Following two shootings that rocked the country’s oldest public housing complex, U.S. Sen. Marco Rubio is filing a bill that seeks to improve safety around HUD projects.
Rubio on Wednesday plans to file the Liberty City Rising Act, named after the Miami community where two shootings little more than a week apart in March and April wounded two and killed three, including a 4-year-old girl. The shootings at Liberty Square, a roughly 709-unit HUD project, sparked a walkout at nearby Miami Northwestern High and directed political and media attention to gun violence in low-income, minority communities after the mass shooting in Parkland.

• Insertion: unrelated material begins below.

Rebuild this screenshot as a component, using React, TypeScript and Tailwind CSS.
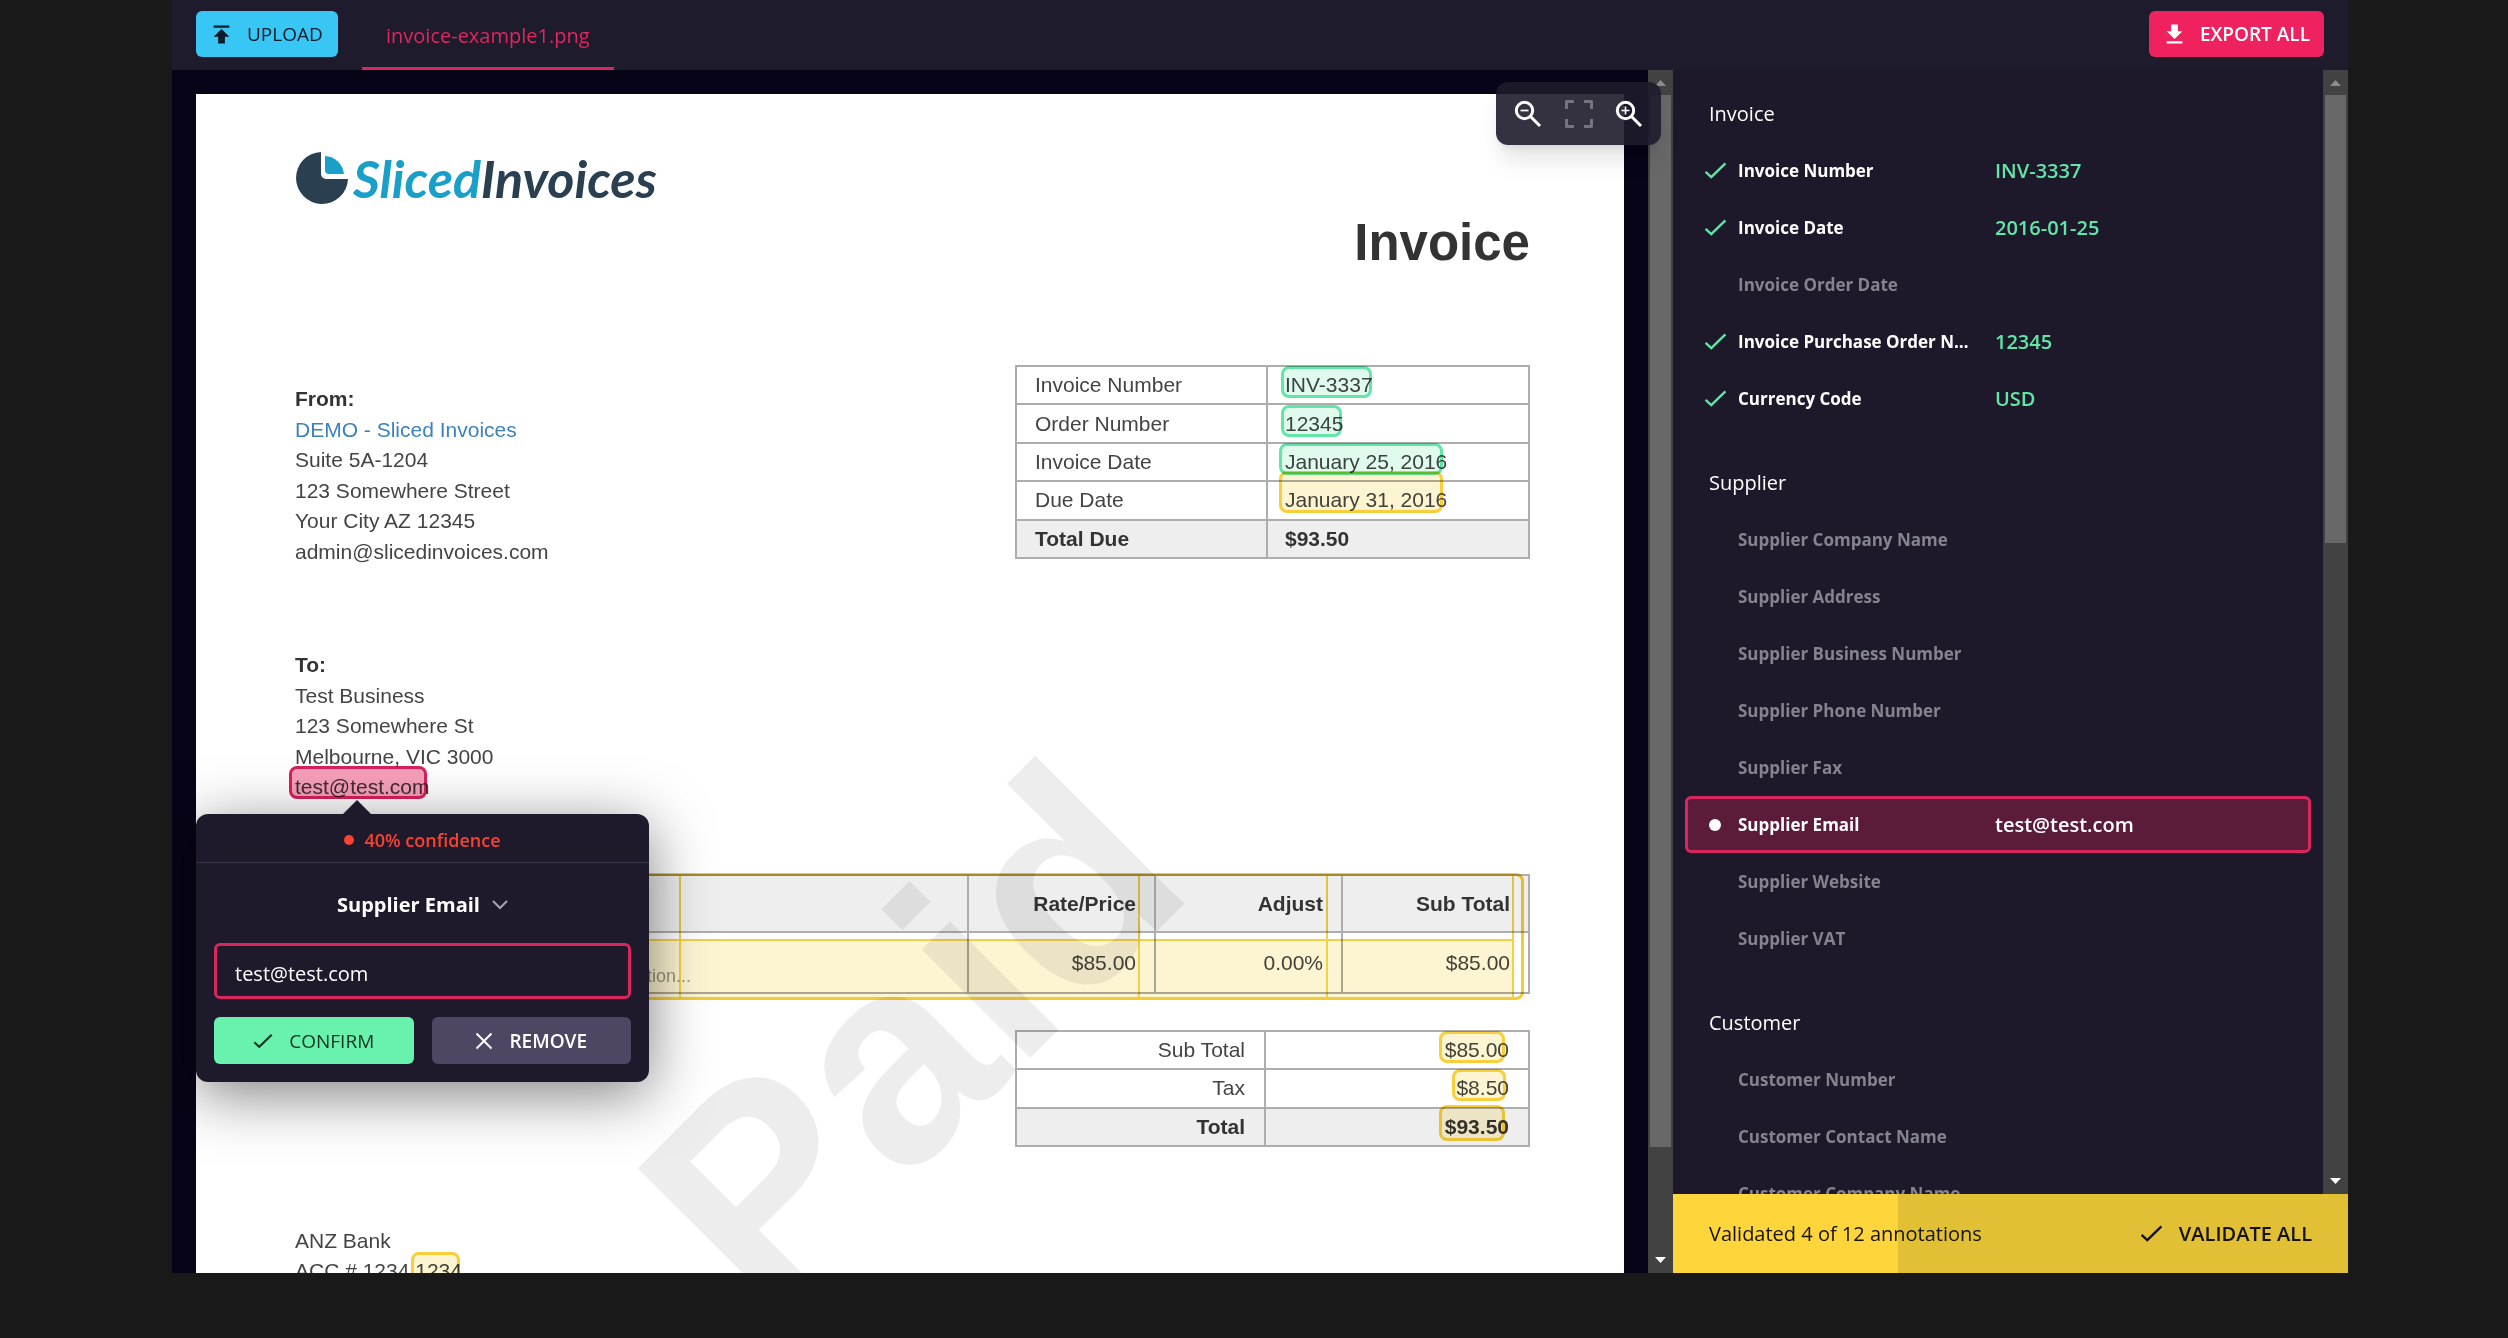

Specifically, Rubio's bill seeks to require that public housing authorities ensure that HUD and Section 8 voucher properties in “high-crime areas” have dead-bolt locks on entry doors, smoke detectors in common areas and covers on security camera boxes and covered security camera wires. Security cameras must work – a problem that may have complicated the police investigation into the second of the two shootings in Miami.
The law, according to Rubio's office, also requires that housing authorities operate a crime hotline available to tenants, and that HUD give priority to “high-crime areas” when awarding its properties safety and security grants.
Rubio, R-Fl., is filing the bill shortly after a visit to Liberty Square, which is undergoing an ambitious redevelopment as part of Miami-Dade County’s Liberty City Rising program.
“During my visit to Liberty City, I heard firsthand from a community that has been wracked with violence for far too long,” Rubio said in a statement. “I will work to pass the Liberty City Rising Act as a means to ensure that communities like Liberty Square are held to higher safety standards so these families can raise their children in safe and sanitary living conditions.”
Rubio recently called for the Department of Housing and Urban Development (HUD) to quickly approve requests for housing vouchers for eligible tenants seeking to leave Liberty Square and requested the Senate Small Business Committee to visit Liberty Square to talk about how small businesses can get involved.